> **WHAT IS BEING ASKED**
Look through the material below and give the number of lines holding "screenshot", with no other words.

> **EXTRACTED DATA**

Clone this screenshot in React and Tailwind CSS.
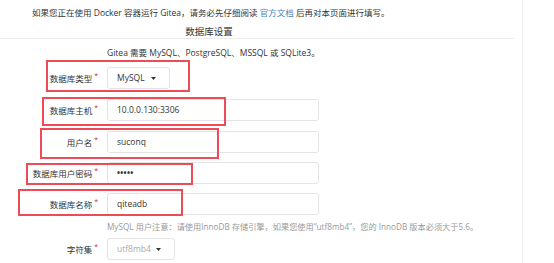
import React from 'react';

function Star() {
  return <span className="ml-[2px] align-super text-[7px] leading-none text-[#db2828]">*</span>;
}

function Caret() {
  return (
    <svg width="5" height="3" viewBox="0 0 5 3" className="shrink-0">
      <path d="M0 0h5L2.5 3z" fill="#333" />
    </svg>
  );
}

function Field({ label, children, className = '' }) {
  return (
    <div className={`flex items-center ${className}`}>
      <label className="w-[100px] pr-[2px] text-right text-[#333]">
        {label}
        <Star />
      </label>
      <div className="ml-[7px]">{children}</div>
    </div>
  );
}

function TextInput({ value }) {
  return (
    <div className="flex h-[22px] w-[212px] items-center rounded-[3px] border border-[#e4e4e4] bg-white pl-[9px] text-[#333]">
      {value}
    </div>
  );
}

function Select({ value, width, muted }) {
  return (
    <div
      className={`flex h-[22px] items-center justify-between rounded-[3px] border border-[#e4e4e4] bg-white pl-[9px] pr-[13px] ${width} ${
        muted ? 'text-[#aaa]' : 'text-[#333]'
      }`}
    >
      <span>{value}</span>
      <Caret />
    </div>
  );
}

export default function App() {
  // red annotation boxes drawn over the form
  const marks = [
    'left-[46px] top-[60px] w-[144px] h-[32px]',
    'left-[42px] top-[97px] w-[184px] h-[29px]',
    'left-[40px] top-[128px] w-[179px] h-[31px]',
    'left-[26px] top-[163px] w-[167px] h-[22px]',
    'left-[18px] top-[189px] w-[165px] h-[27px]',
  ];

  return (
    <div className="relative flex h-[263px] w-[554px] overflow-hidden bg-white font-['Open_Sans','Noto_Sans_CJK_SC',sans-serif] text-[8.5px] leading-[12px] text-[#333]">
      <div className="w-[523px] shrink-0 border-r border-[#eeeeee]">
        {/* notice */}
        <div className="h-[26px] pl-[32px] pt-[7px]">
          如果您正在使用 Docker 容器运行 Gitea，请务必先仔细阅读{' '}
          <span className="text-[#4183c4]">官方文档</span> 后再对本页面进行填写。
        </div>

        {/* section title */}
        <div className="h-[12px] w-[418px] text-center text-[9.5px]">数据库设置</div>
        <div className="h-px w-[514px] bg-[#ececec]" />

        <div className="mt-[8px] pl-[107px]">Gitea 需要 MySQL、PostgreSQL、MSSQL 或 SQLite3。</div>

        <Field label="数据库类型" className="mt-[8px]">
          <Select value="MySQL" width="w-[63px]" />
        </Field>
        <Field label="数据库主机" className="mt-[10px]">
          <TextInput value="10.0.0.130:3306" />
        </Field>
        <Field label="用户名" className="mt-[10px]">
          <TextInput value="suconq" />
        </Field>
        <Field label="数据库用户密码" className="mt-[9px]">
          <TextInput value={<span className="text-[8px] font-bold tracking-[0.3px]">•••••</span>} />
        </Field>
        <Field label="数据库名称" className="mt-[9px]">
          <TextInput value="qiteadb" />
        </Field>

        <div className="mt-[6px] pl-[107px] text-[8.2px] text-[#999]">
          MySQL 用户注意：请使用InnoDB 存储引擎，如果您使用“utf8mb4”，您的 InnoDB 版本必须大于5.6。
        </div>

        <Field label="字符集" className="mt-[5px]">
          <Select value="utf8mb4" width="w-[68px]" muted />
        </Field>
      </div>

      {marks.map((m) => (
        <div key={m} className={`pointer-events-none absolute border-2 border-[#ec4b57] ${m}`} />
      ))}
    </div>
  );
}
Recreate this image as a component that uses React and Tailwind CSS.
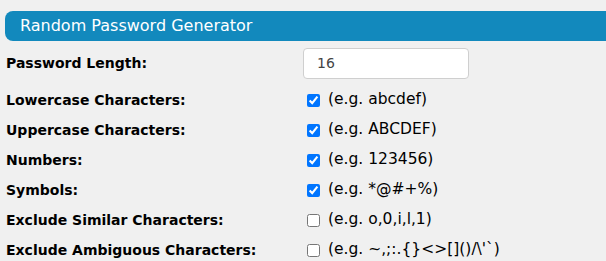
import React from "react";

const rows = [
  { label: "Lowercase Characters:", hint: "(e.g. abcdef)", checked: true },
  { label: "Uppercase Characters:", hint: "(e.g. ABCDEF)", checked: true },
  { label: "Numbers:", hint: "(e.g. 123456)", checked: true },
  { label: "Symbols:", hint: "(e.g. *@#+%)", checked: true },
  { label: "Exclude Similar Characters:", hint: "(e.g. o,0,i,l,1)", checked: false },
  { label: "Exclude Ambiguous Characters:", hint: "(e.g. ~,;:.{}<>[]()/\\'`)", checked: false },
];

export default function App() {
  return (
    <div className="w-[606px] h-[261px] overflow-hidden bg-[#f0f0f0] pt-[11px] text-black" style={{ fontFamily: "'DejaVu Sans', Verdana, sans-serif" }}>
      <div className="ml-[5px] h-[30px] rounded-l-[8px] bg-[#1289bd] pl-[15px] flex items-center text-white text-[16px] leading-none">
        Random Password Generator
      </div>
      <div className="flex flex-col">
        <div className="h-[44px] flex items-center">
          <div className="w-[297px] pl-[6px] font-bold text-[14px]">Password Length:</div>
          <div className="ml-[6px] w-[166px] h-[31px] bg-white border border-[#cfcfcf] rounded-[4px] flex items-center pl-[13px] text-[14px] text-[#444]">16</div>
        </div>
        {rows.map((r) => (
          <div key={r.label} className="h-[30px] flex items-center">
            <div className="w-[297px] pl-[6px] font-bold text-[14px]">{r.label}</div>
            <input type="checkbox" defaultChecked={r.checked} className="ml-[10px] mr-[8px] w-[13px] h-[13px] m-0" />
            <span className="text-[15.5px]">{r.hint}</span>
          </div>
        ))}
      </div>
    </div>
  );
}
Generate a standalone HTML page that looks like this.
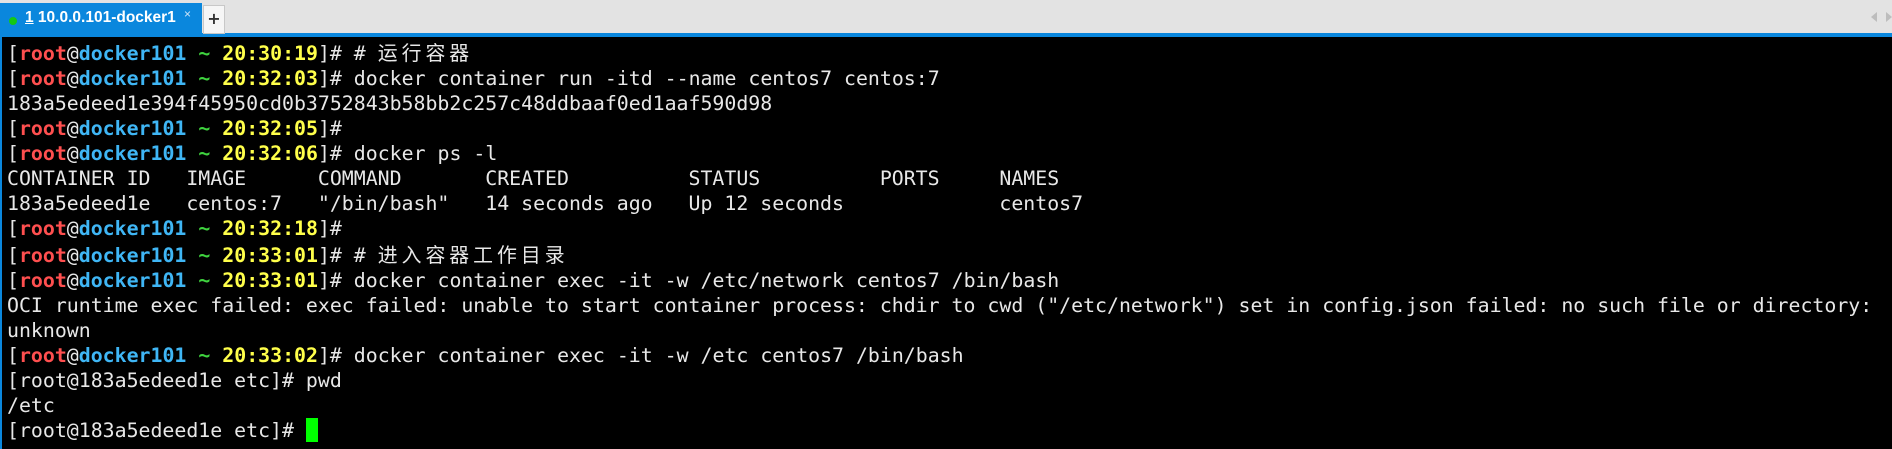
<!DOCTYPE html>
<html><head><meta charset="utf-8"><style>
html,body{margin:0;padding:0;width:1892px;height:449px;overflow:hidden;background:#000;}
#bar{position:absolute;left:0;top:0;width:1892px;height:33px;background:#e3e3e3;}
#line{position:absolute;left:0;top:33px;width:1892px;height:4px;background:#0a87dd;}
#tab{position:absolute;left:0;top:3px;width:202px;height:31px;background:#0a87dd;color:#fff;font:bold 15px "Liberation Sans","DejaVu Sans",sans-serif;}
#tab .dot{position:absolute;left:9px;top:14px;width:8px;height:8px;border-radius:50%;background:#14c814;}
#tab .t{position:absolute;left:25px;top:6px;font-size:15.5px;}
#tab .x{position:absolute;left:184px;top:4px;font-size:12px;font-weight:normal;color:#cfe6f8;}
#plus{position:absolute;left:203px;top:5px;width:20px;height:27px;background:#f6f6f6;border:1px solid #c8c8c8;font:bold 16px "DejaVu Sans",sans-serif;color:#333;text-align:center;line-height:26px;}
#arr{position:absolute;left:1871px;top:12px;width:0;height:0;border-top:5px solid transparent;border-bottom:5px solid transparent;border-right:6px solid #bdbdbd;}
#arr2{position:absolute;left:1886px;top:12px;width:0;height:0;border-top:5px solid transparent;border-bottom:5px solid transparent;border-left:6px solid #bdbdbd;}
#lb{position:absolute;left:0;top:37px;width:2px;height:412px;background:#0a87dd;}
#term{position:absolute;left:7px;top:39px;margin:0;font:19.88px/25px "DejaVu Sans Mono","Liberation Mono","Noto Sans CJK SC",monospace;color:#e8e8e8;white-space:pre;}
.r{color:#ff4f4f;font-weight:bold}.b{color:#3fb6f5;font-weight:bold}.g{color:#3fd33f;font-weight:bold}.y{color:#ffff4a;font-weight:bold}
.c{font-family:"Noto Sans CJK SC",sans-serif;letter-spacing:4px;}
.cur{display:inline-block;width:12px;height:24px;background:#00ff00;vertical-align:-5px;}
</style></head><body>
<div id="bar"></div><div id="line"></div>
<div id="tab"><div class="dot"></div><div class="t"><u>1</u> 10.0.0.101-docker1</div><div class="x">×</div></div>
<div id="plus">+</div><div id="arr"></div><div id="arr2"></div>
<div id="lb"></div>
<pre id="term">[<span class="r">root</span>@<span class="b">docker101</span> <span class="g">~</span> <span class="y">20:30:19</span>]# # <span class="c">运行容器</span>
[<span class="r">root</span>@<span class="b">docker101</span> <span class="g">~</span> <span class="y">20:32:03</span>]# docker container run -itd --name centos7 centos:7
183a5edeed1e394f45950cd0b3752843b58bb2c257c48ddbaaf0ed1aaf590d98
[<span class="r">root</span>@<span class="b">docker101</span> <span class="g">~</span> <span class="y">20:32:05</span>]#
[<span class="r">root</span>@<span class="b">docker101</span> <span class="g">~</span> <span class="y">20:32:06</span>]# docker ps -l
CONTAINER ID   IMAGE      COMMAND       CREATED          STATUS          PORTS     NAMES
183a5edeed1e   centos:7   "/bin/bash"   14 seconds ago   Up 12 seconds             centos7
[<span class="r">root</span>@<span class="b">docker101</span> <span class="g">~</span> <span class="y">20:32:18</span>]#
[<span class="r">root</span>@<span class="b">docker101</span> <span class="g">~</span> <span class="y">20:33:01</span>]# # <span class="c">进入容器工作目录</span>
[<span class="r">root</span>@<span class="b">docker101</span> <span class="g">~</span> <span class="y">20:33:01</span>]# docker container exec -it -w /etc/network centos7 /bin/bash
OCI runtime exec failed: exec failed: unable to start container process: chdir to cwd ("/etc/network") set in config.json failed: no such file or directory:
unknown
[<span class="r">root</span>@<span class="b">docker101</span> <span class="g">~</span> <span class="y">20:33:02</span>]# docker container exec -it -w /etc centos7 /bin/bash
[root@183a5edeed1e etc]# pwd
/etc
[root@183a5edeed1e etc]# <span class="cur"></span></pre>
</body></html>
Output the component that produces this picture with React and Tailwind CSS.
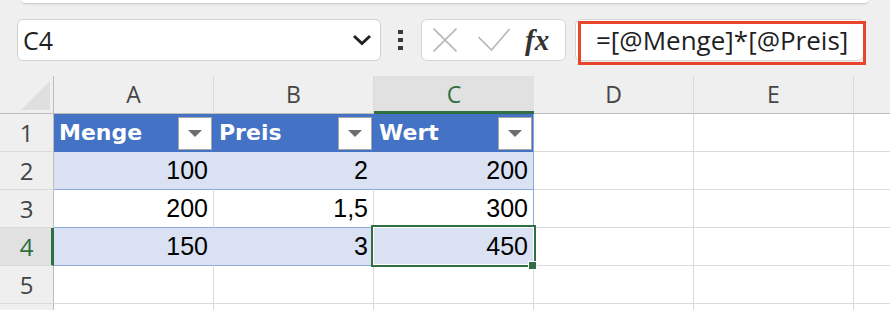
import React from 'react';

const cols = ['A', 'B', 'C', 'D', 'E', ''];

const data = [
  [100, 2, 200],
  [200, '1,5', 300],
  [150, 3, 450],
];

function FilterButton() {
  return (
    <div className="w-[34px] h-[33px] mr-[1px] bg-white border border-[#a6a6a6] flex items-center justify-center">
      <svg width="14" height="7" viewBox="0 0 14 7">
        <path d="M0 0 L14 0 L7 7 Z" fill="#6e6e6e" />
      </svg>
    </div>
  );
}

function RowHeader({ n, active }) {
  return (
    <div
      className={`flex items-center justify-center text-[24px] border-b border-b-[#dadada] ${
        active
          ? 'bg-[#e1e1e1] text-[#2f6f42] border-r-[3px] border-r-[#2f6f42] pl-[2px]'
          : 'bg-[#efefef] text-[#444] border-r border-r-[#bdbdbd]'
      }`}
      style={{ fontFamily: '"Open Sans", sans-serif' }}
    >
      {n}
    </div>
  );
}

function EmptyCell() {
  return <div className="bg-white border-r border-b border-[#dadada]" />;
}

export default function App() {
  return (
    <div
      className="relative w-[890px] h-[310px] overflow-hidden bg-[#efefef]"
      style={{ fontFamily: '"Liberation Sans", Arial, sans-serif' }}
    >
      {/* top panel edge */}
      <div className="mx-[22px] h-[3px] bg-white rounded-b-lg shadow-[0_1px_2px_rgba(0,0,0,0.18)]" />

      {/* Formula bar */}
      <div className="flex items-center mt-[16px] h-[42px]" style={{ fontFamily: '"Open Sans", sans-serif' }}>
        <div className="ml-[17px] w-[364px] h-full bg-white border border-[#d1d1d1] rounded-[6px] flex items-center justify-between pl-[5px] pr-[8px]">
          <span className="text-[25px] text-[#1f1f1f] leading-none">C4</span>
          <svg width="20" height="12" viewBox="0 0 20 12">
            <path d="M2 2 L10 9.5 L18 2" fill="none" stroke="#222" strokeWidth="3" />
          </svg>
        </div>

        <div className="ml-[17px] flex flex-col gap-[4px]">
          <div className="w-[5px] h-[4px] bg-[#3a3a3a]" />
          <div className="w-[5px] h-[4px] bg-[#3a3a3a]" />
          <div className="w-[5px] h-[4px] bg-[#3a3a3a]" />
        </div>

        <div className="ml-[18px] w-[145px] h-full bg-white border border-[#d5d5d5] rounded-[6px] flex items-center pl-[11px]">
          <svg width="24" height="24" viewBox="0 0 24 24">
            <path d="M0.5 0.5 L23.5 23.5 M23.5 0.5 L0.5 23.5" stroke="#b8b8b8" strokeWidth="1.6" />
          </svg>
          <svg className="ml-[21px]" width="32" height="24" viewBox="0 0 32 24">
            <path d="M0.5 9 L13.5 22 L31.5 1" fill="none" stroke="#b8b8b8" strokeWidth="1.6" />
          </svg>
          <span
            className="ml-[15px] text-[29px] italic font-bold text-[#333] leading-none"
            style={{ fontFamily: '"Liberation Serif", serif' }}
          >
            fx
          </span>
        </div>

        <div className="relative ml-[9px] w-[289px] h-full bg-white border border-[#d5d5d5] rounded-[6px] flex items-center pl-[20px]">
          <span className="text-[26px] text-[#1f1f1f] leading-none">=[@Menge]*[@Preis]</span>
          <div className="absolute left-[2px] top-[1px] w-[288px] h-[44px] border-[3px] border-[#e8452c]" />
        </div>
      </div>

      {/* Grid */}
      <div className="mt-[15px] grid grid-cols-[54px_repeat(6,160px)] grid-rows-[38px_repeat(6,38px)]">
        {/* corner */}
        <div className="bg-[#efefef] border-r border-b border-[#bdbdbd]">
          <svg width="53" height="37" viewBox="0 0 53 37">
            <path d="M21 34 L50 5 L50 34 Z" fill="#dfdfdf" />
          </svg>
        </div>
        {cols.map((c, i) => (
          <div
            key={i}
            className={`flex items-center justify-center text-[23px] ${
              c === 'C'
                ? 'bg-[#e1e1e1] text-[#2f6f42] border-b-[3px] border-b-[#2f6f42] pt-[2px]'
                : 'bg-[#efefef] text-[#454545] border-r border-r-[#dadada] border-b border-b-[#bdbdbd]'
            }`}
            style={{ fontFamily: '"Open Sans", sans-serif' }}
          >
            {c}
          </div>
        ))}

        {/* row 1: table header */}
        <RowHeader n={1} />
        {['Menge', 'Preis', 'Wert'].map((h, i) => (
          <div
            key={h}
            className={`bg-[#4472c4] flex items-center justify-between pl-[5px] border-r ${
              i === 2 ? 'border-r-[#8ea9db]' : 'border-r-[#4472c4]'
            }`}
          >
            <span
              className="text-white font-bold text-[22px] leading-none"
              style={{ fontFamily: '"DejaVu Sans", sans-serif' }}
            >
              {h}
            </span>
            <FilterButton />
          </div>
        ))}
        <EmptyCell />
        <EmptyCell />
        <EmptyCell />

        {/* rows 2-4: table body */}
        {data.map((row, r) => {
          const banded = r !== 1;
          return (
            <React.Fragment key={r}>
              <RowHeader n={r + 2} active={r === 2} />
              {row.map((v, i) => (
                <div
                  key={i}
                  className={`flex items-center justify-end pr-[5px] text-[25px] text-black border-b border-b-[#8ea9db] border-r ${
                    banded ? 'bg-[#d9e1f2]' : 'bg-white'
                  } ${
                    i === 2
                      ? 'border-r-[#8ea9db]'
                      : banded
                      ? 'border-r-[#d9e1f2]'
                      : 'border-r-[#dadada]'
                  }`}
                >
                  {v}
                </div>
              ))}
              <EmptyCell />
              <EmptyCell />
              <EmptyCell />
            </React.Fragment>
          );
        })}

        {/* rows 5-6 */}
        {[5, ''].map((n, k) => (
          <React.Fragment key={k}>
            <RowHeader n={n} />
            {cols.map((c, i) => (
              <EmptyCell key={i} />
            ))}
          </React.Fragment>
        ))}
      </div>

      {/* active cell selection */}
      <div className="absolute left-[371px] top-[225px] w-[165px] h-[42px] border-[2.5px] border-[#2f6f42] shadow-[inset_0_0_0_1px_#ffffff]" />
      <div className="absolute left-[528px] top-[261px] w-[9px] h-[9px] bg-[#2f6f42] border border-white" />
    </div>
  );
}
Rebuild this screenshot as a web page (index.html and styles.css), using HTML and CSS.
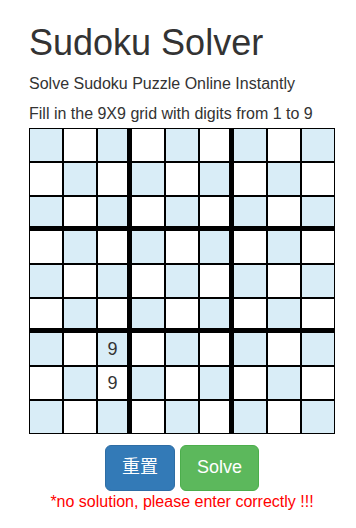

> **EXPECTED ANSWER**
2